BUHLER VERSATILE INC.,

appelante,

et

SA MAJESTÉ LA REINE,

intimée.

 

 

[TRADUCTION FRANÇAISE OFFICIELLE]

 

 


Requête entendue le 13 juin 2014 à Edmonton (Alberta).

Devant : L’honorable juge Steven K. D’Arcy

Comparutions :

 

Avocat de l’appelante :

Me Jeff D. Pniowsky

Avocate de l’intimée :

Me Carla Lamash

 

ORDONNANCE

Conformément aux motifs de l’ordonnance ci‑joints :

La requête présentée par l’intimée en vue d’obtenir, suivant les Règles de la Cour canadienne de l’impôt (procédure générale), une ordonnance enjoignant à l’appelante de produire cinq recueils de documents qu’elle avait fournis à une agente des appels de l’Agence du revenu du Canada est accueillie, et il est ordonné à l’appelante de produire les cinq recueils.

Des dépens de 2 000 $, payables immédiatement, sont adjugés à l’intimée.

Les parties disposent de 30 jours à partir de la présente ordonnance pour fournir à la Cour les dates d’échéance des étapes qu’il reste à franchir dans la présente instance.
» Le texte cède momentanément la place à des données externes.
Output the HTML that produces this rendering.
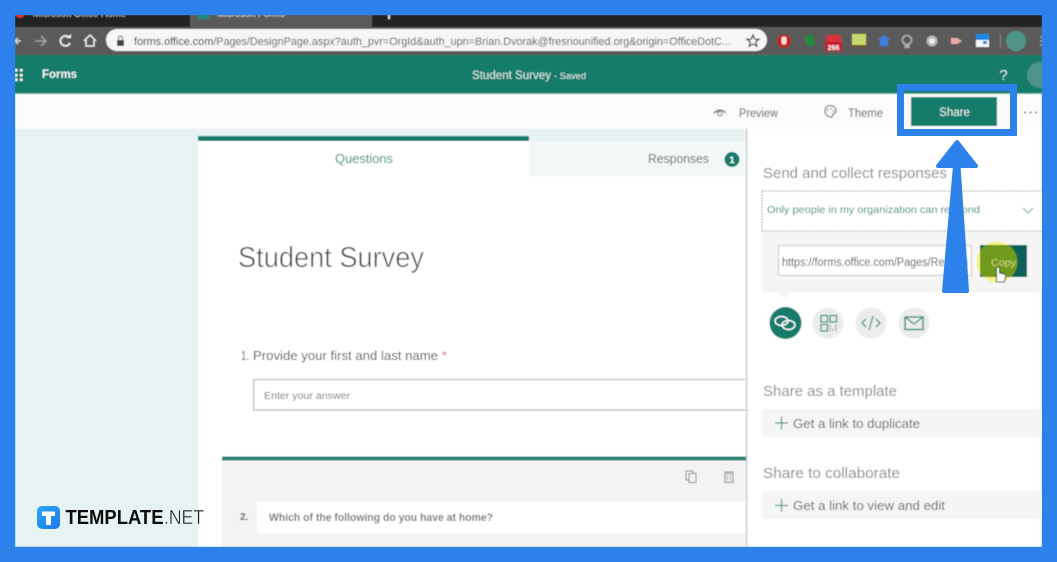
<!DOCTYPE html>
<html><head><meta charset="utf-8"><title>Student Survey</title>
<style>
html,body{margin:0;padding:0;background:#2c81ea;width:1057px;height:562px;overflow:hidden}
svg{display:block}
text{font-family:"Liberation Sans",sans-serif}
</style></head>
<body>
<svg width="1057" height="562" viewBox="0 0 1057 562" xmlns="http://www.w3.org/2000/svg">
<defs>
<filter id="b" x="0" y="0" width="100%" height="100%"><feGaussianBlur stdDeviation="0.45"/></filter>
<linearGradient id="lg" x1="0" y1="0" x2="1" y2="1"><stop offset="0" stop-color="#2aa8f8"/><stop offset="1" stop-color="#1a78ee"/></linearGradient>
<clipPath id="btn"><rect x="980" y="245" width="47" height="32"/></clipPath>
</defs>
<g filter="url(#b)">
<!-- chrome -->
<rect x="15" y="15" width="1027" height="13" fill="#202124"/>
<rect x="190" y="15" width="182" height="13" fill="#5a5a5a"/>
<rect x="15" y="27" width="1027" height="28" fill="#5a5a5a"/>
<path d="M15 15H189V22Q189 27 184 27H15Z" fill="#202124"/>
<path d="M372 15H1042V27H377Q372 27 372 22Z" fill="#202124"/>
<circle cx="20" cy="13" r="5" fill="#d33"/>
<rect x="198" y="10" width="11" height="9" fill="#1f8a80"/>
<text x="33" y="17" font-size="10" fill="#bbb" textLength="93" lengthAdjust="spacingAndGlyphs">Microsoft Office Home</text>
<text x="217" y="17" font-size="10" fill="#ddd" textLength="68" lengthAdjust="spacingAndGlyphs">Microsoft Forms</text>
<rect x="388" y="15" width="2" height="4" fill="#ddd"/>
<path d="M15 41H21M15 41l3-3M15 41l3 3" stroke="#ddd" stroke-width="1.4" fill="none"/>
<path d="M35 41H46M41 36l5 5-5 5" stroke="#a5a5a5" stroke-width="1.4" fill="none"/>
<path d="M69.500 38A5 5 0 1 0 70 43" stroke="#eee" stroke-width="1.8" fill="none"/><path d="M66 38h5v-4z" fill="#eee"/>
<path d="M84 41l6-6 6 6M86 40v6h8v-6" stroke="#eee" stroke-width="1.5" fill="none"/>
<rect x="106" y="29" width="661" height="22" rx="11" fill="#f6f6f7"/>
<rect x="117" y="40" width="7" height="6" rx="1" fill="#444"/><path d="M118.500 40v-2a2 2 0 0 1 4 0v2" stroke="#444" fill="none"/>
<text x="134" y="45" font-size="11" fill="#555" textLength="597" lengthAdjust="spacingAndGlyphs"><tspan fill="#222">forms.office.com</tspan>/Pages/DesignPage.aspx?auth_pvr=OrgId&amp;auth_upn=Brian.Dvorak@fresnounified.org&amp;origin=OfficeDotC...</text>
<path d="M753 35l1.700 4 4.300.3-3.300 2.700 1.100 4.200-3.800-2.300-3.800 2.300 1.100-4.200-3.300-2.700 4.300-.3z" fill="none" stroke="#333" stroke-width="1.200"/>
<!-- extensions -->
<circle cx="784" cy="41" r="6.500" fill="#d3131f"/><rect x="781.500" y="36.500" width="5" height="8" rx="2" fill="#f6dede"/>
<path d="M805 36q6-3 8 1l2 6q-2 4-6 3-3-1-3-5z" fill="#1f8c3b"/>
<rect x="826" y="35" width="15" height="7" fill="#d8313a"/><rect x="825" y="42" width="17" height="9" fill="#c41f2c"/>
<text x="833.500" y="50" font-size="7" font-weight="bold" text-anchor="middle" fill="#fff">266</text>
<rect x="852" y="34" width="14" height="12" fill="#c7d86c"/><rect x="852" y="45" width="14" height="2" fill="#6e5520"/>
<path d="M878 40l6-5 6 5h-2v6h-8v-6z" fill="#3a7fe0"/>
<circle cx="907" cy="40" r="4.500" fill="none" stroke="#aaa" stroke-width="1.800"/><rect x="904.500" y="44" width="5" height="4" fill="#aaa"/>
<circle cx="932" cy="41" r="5.500" fill="#b5b5b5"/><circle cx="932" cy="41" r="3" fill="#eee"/>
<path d="M951 38h6l5 3-5 3h-6z" fill="#f0a8a8"/>
<rect x="976" y="34" width="13" height="13" fill="#f4f8fc"/><rect x="976" y="34" width="13" height="6" fill="#1e88e5"/><rect x="983" y="41" width="4" height="3" fill="#1e88e5"/>
<rect x="1000" y="34" width="1" height="14" fill="#888"/>
<circle cx="1016" cy="41" r="10" fill="#4f9489"/>
<circle cx="1041" cy="37" r="1" fill="#aaa"/><circle cx="1041" cy="41" r="1" fill="#aaa"/><circle cx="1041" cy="45" r="1" fill="#aaa"/>
<!-- header -->
<rect x="15" y="55" width="1027" height="38" fill="#127b6b"/>
<rect x="15" y="93" width="1027" height="1" fill="#5fb0a2"/>
<g fill="#fff"><rect x="15" y="69" width="2.500" height="2.500"/><rect x="20" y="69" width="2.500" height="2.500"/><rect x="15" y="74" width="2.500" height="2.500"/><rect x="20" y="74" width="2.500" height="2.500"/><rect x="15" y="78.500" width="2.500" height="2.500"/><rect x="20" y="78.500" width="2.500" height="2.500"/></g>
<text x="42" y="78" font-size="11.500" font-weight="bold" fill="#f0f6f5" textLength="35" lengthAdjust="spacingAndGlyphs">Forms</text>
<text x="472" y="79" font-size="11.500" fill="#dcebe8" textLength="79" lengthAdjust="spacingAndGlyphs">Student Survey</text>
<text x="554" y="79" font-size="9" fill="#dcebe8" textLength="32" lengthAdjust="spacingAndGlyphs">- Saved</text>
<text x="1003.500" y="80" font-size="15" text-anchor="middle" fill="#cfe3df">?</text>
<circle cx="1040" cy="75" r="13" fill="#4f9489"/>
<!-- command bar -->
<rect x="15" y="94" width="1027" height="35" fill="#fbfbfb"/>
<rect x="15" y="129" width="1027" height="418" fill="#e7f2f2"/>
<path d="M714 113q6-6 12 0" stroke="#666" fill="none" stroke-width="1.100"/><circle cx="720" cy="113.500" r="2.300" fill="none" stroke="#666"/><path d="M720 112q-7 0-6 2" stroke="#666" stroke-width=".6" fill="none"/>
<text x="739" y="117" font-size="11.500" fill="#555" textLength="39" lengthAdjust="spacingAndGlyphs">Preview</text>
<path d="M825 111a5.500 5.500 0 0 1 11 0c0 3-2 2-3 3s0 4-3 3-5-3-5-6z" fill="none" stroke="#666" stroke-width="1.100"/>
<g fill="#666"><circle cx="828" cy="110" r=".8"/><circle cx="831" cy="108.500" r=".8"/><circle cx="833.500" cy="111" r=".8"/></g>
<text x="848" y="117" font-size="11.500" fill="#555" textLength="35" lengthAdjust="spacingAndGlyphs">Theme</text>
<g fill="#666"><circle cx="1025" cy="112.500" r="1"/><circle cx="1030.500" cy="112.500" r="1"/><circle cx="1036" cy="112.500" r="1"/></g>
<!-- form -->
<rect x="198" y="136" width="549" height="411" fill="#fff"/>
<rect x="529" y="136" width="218" height="5" fill="#e7f2f2"/>
<rect x="529" y="141" width="218" height="35" fill="#f2f8f8"/>
<rect x="198" y="136" width="331" height="5" fill="#127b6b"/>
<text x="335" y="163" font-size="12.500" fill="#1f8a78" textLength="58" lengthAdjust="spacingAndGlyphs">Questions</text>
<text x="648" y="163" font-size="12.500" fill="#666" textLength="61" lengthAdjust="spacingAndGlyphs">Responses</text>
<circle cx="732" cy="159.500" r="7.500" fill="#127b6b"/>
<text x="732" y="163" font-size="9.500" font-weight="bold" text-anchor="middle" fill="#fff">1</text>
<text x="238" y="267" font-size="29" fill="#3c3c3c" stroke="#fff" stroke-width=".55" textLength="186" lengthAdjust="spacingAndGlyphs">Student Survey</text>
<text x="241" y="360" font-size="12.500" fill="#555" textLength="8" lengthAdjust="spacingAndGlyphs">1.</text>
<text x="253" y="360" font-size="12.500" fill="#555" textLength="185" lengthAdjust="spacingAndGlyphs">Provide your first and last name</text>
<text x="442" y="360" font-size="12.500" fill="#d9606a">*</text>
<rect x="253.700" y="379.500" width="500" height="30.500" fill="#fff" stroke="#bdbdbd" stroke-width="1.300"/>
<text x="264" y="399" font-size="10" fill="#777" textLength="86" lengthAdjust="spacingAndGlyphs">Enter your answer</text>
<rect x="222" y="460" width="525" height="87" fill="#f3f3f3"/>
<rect x="222" y="456.500" width="525" height="4" fill="#23806f"/>
<rect x="686" y="471" width="7" height="9" fill="none" stroke="#888"/><rect x="689" y="473.500" width="7" height="9" fill="#f3f3f3" stroke="#888"/>
<path d="M724 472h10M725 473.500h8v9h-8z" fill="none" stroke="#888" stroke-width="1.100"/><path d="M727.500 475v6M730.500 475v6" stroke="#aaa"/>
<rect x="257" y="502" width="490" height="31" rx="2" fill="#fff"/>
<text x="240" y="520" font-size="10" font-weight="bold" fill="#555">2.</text>
<text x="269" y="521" font-size="11" font-weight="bold" fill="#777" textLength="224" lengthAdjust="spacingAndGlyphs">Which of the following do you have at home?</text>
<!-- right panel -->
<rect x="746" y="129" width="296" height="418" fill="#fff"/>
<rect x="746" y="129" width="1.500" height="418" fill="#cdcdcd"/>
<text x="763" y="178" font-size="15" fill="#8a8a8a" textLength="184" lengthAdjust="spacingAndGlyphs">Send and collect responses</text>
<rect x="762" y="191" width="285" height="40" fill="#fff" stroke="#666" stroke-width="1" stroke-dasharray="1.500 1.500"/>
<text x="767" y="213" font-size="10.500" fill="#1f8a78" textLength="213" lengthAdjust="spacingAndGlyphs">Only people in my organization can respond</text>
<path d="M1023 208l5 5 5-5" fill="none" stroke="#4b9d8e" stroke-width="1"/>
<rect x="762" y="232" width="285" height="60" fill="#f5f5f5"/>
<path d="M778 292h14l-7 7z" fill="#f5f5f5"/>
<rect x="778.500" y="245.500" width="193" height="30" fill="#fff" stroke="#c4c4c4"/>
<text x="782" y="266" font-size="11.500" fill="#555" textLength="186" lengthAdjust="spacingAndGlyphs">https://forms.office.com/Pages/Respon</text>
<circle cx="997" cy="262" r="20.500" fill="#f6f48e"/>
<rect x="980" y="245" width="47" height="32" fill="#0f5f5a"/>
<circle cx="997" cy="262" r="20.500" fill="#6f9a1f" clip-path="url(#btn)"/>
<text x="991" y="266" font-size="10.500" fill="#d2d77c" textLength="25" lengthAdjust="spacingAndGlyphs">Copy</text>
<path d="M996.500 282v-14q1.500-2.500 3 0v5l5 1q1.500 1 1 3l-1 5z" fill="#fff" stroke="#333" stroke-width="1"/>
<circle cx="785.500" cy="323" r="16" fill="#127b6b"/>
<ellipse cx="781.500" cy="321" rx="6.500" ry="4.500" fill="none" stroke="#fff" stroke-width="1.400"/>
<ellipse cx="788.500" cy="325" rx="6.500" ry="4.500" fill="none" stroke="#fff" stroke-width="1.400"/>
<circle cx="828" cy="323" r="15.500" fill="#ececec"/>
<g fill="none" stroke="#3f9484" stroke-width="1.300"><rect x="821" y="315.500" width="6.500" height="6.500"/><rect x="830" y="315.500" width="6.500" height="6.500"/><rect x="821" y="324.500" width="6.500" height="6.500"/><path d="M830 325v6M833 329v2M836 325v6" stroke-dasharray="1.500 1"/></g>
<circle cx="871" cy="323" r="15.500" fill="#ececec"/>
<path d="M866 319l-4 4 4 4M876 319l4 4-4 4M873 316l-4 14" fill="none" stroke="#3f9484" stroke-width="1.300"/>
<circle cx="914" cy="323" r="15.500" fill="#ececec"/>
<rect x="905" y="317" width="18" height="12.500" fill="none" stroke="#3f9484" stroke-width="1.500"/>
<path d="M905 317l9 7 9-7" fill="none" stroke="#3f9484" stroke-width="1.300"/>
<text x="763" y="396" font-size="15" fill="#8a8a8a" textLength="134" lengthAdjust="spacingAndGlyphs">Share as a template</text>
<rect x="762" y="409" width="285" height="28" rx="2" fill="#f5f5f5"/>
<path d="M775 423h13M781.500 416.500v13" stroke="#4b9d8e" stroke-width="1.200"/>
<text x="793" y="428" font-size="13" fill="#666" textLength="127" lengthAdjust="spacingAndGlyphs">Get a link to duplicate</text>
<text x="763" y="478" font-size="15" fill="#8a8a8a" textLength="137" lengthAdjust="spacingAndGlyphs">Share to collaborate</text>
<rect x="762" y="491" width="285" height="28" rx="2" fill="#f5f5f5"/>
<path d="M775 505.500h13M781.500 499v13" stroke="#4b9d8e" stroke-width="1.200"/>
<text x="793" y="510" font-size="13" fill="#666" textLength="152" lengthAdjust="spacingAndGlyphs">Get a link to view and edit</text>
<!-- share button -->
<rect x="911" y="97" width="86" height="29" fill="#127b6b"/>
<text x="954.500" y="116" font-size="11.500" fill="#e6f2f0" text-anchor="middle">Share</text>
</g>
<!-- annotation -->
<rect x="900.500" y="87.500" width="113" height="45" fill="none" stroke="#2c81ea" stroke-width="7"/>
<path d="M957 142L976 166H958.500L967 291H944L955 166H938Z" fill="#2c81ea" stroke="#2c81ea" stroke-width="4" stroke-linejoin="round"/>
<!-- frame -->
<path fill-rule="evenodd" fill="#2c81ea" d="M0 0H1057V562H0ZM15 15V547H1042V15Z"/>
<!-- logo -->
<rect x="37" y="506" width="23" height="23" rx="5" fill="url(#lg)"/>
<path d="M42 511.500H55V516H51V525H46V516H42Z" fill="#fff"/>
<text x="65.500" y="524" font-size="20" font-weight="bold" fill="#0c0c0c" textLength="98" lengthAdjust="spacingAndGlyphs">TEMPLATE</text>
<text x="164" y="524" font-size="20" fill="#222" stroke="#e9f2f2" stroke-width=".4" textLength="40" lengthAdjust="spacingAndGlyphs">.NET</text>
</svg>
</body></html>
Signé à Ottawa, Canada, ce 18e jour de novembre 2014.

« S. D’Arcy »

Juge D’Arcy

 

 

 

Traduction certifiée conforme

ce 2e jour de mars 2015.

 

 

 

Mario Lagacé, jurilinguiste


Référence : 2014 CCI 364

Date : 20141118

Dossier : 2012-4373(IT)G

ENTRE :

BUHLER VERSATILE INC.,

appelante,

et

SA MAJESTÉ LA REINE,

intimée.

 

 

[TRADUCTION FRANÇAISE OFFICIELLE]

 

MOTIFS DE L’ORDONNANCE

Le juge D’Arcy

[1]             L’intimée a présenté une requête en vue d’obtenir, suivant les articles 95 et 110 des Règles de la Cour canadienne de l’impôt (procédure générale) (les « Règles »), une ordonnance enjoignant à l’appelante de produire cinq recueils de documents (les « cinq recueils ») qu’elle avait fournis à une agente des appels de l’Agence du revenu du Canada (l’« ARC »).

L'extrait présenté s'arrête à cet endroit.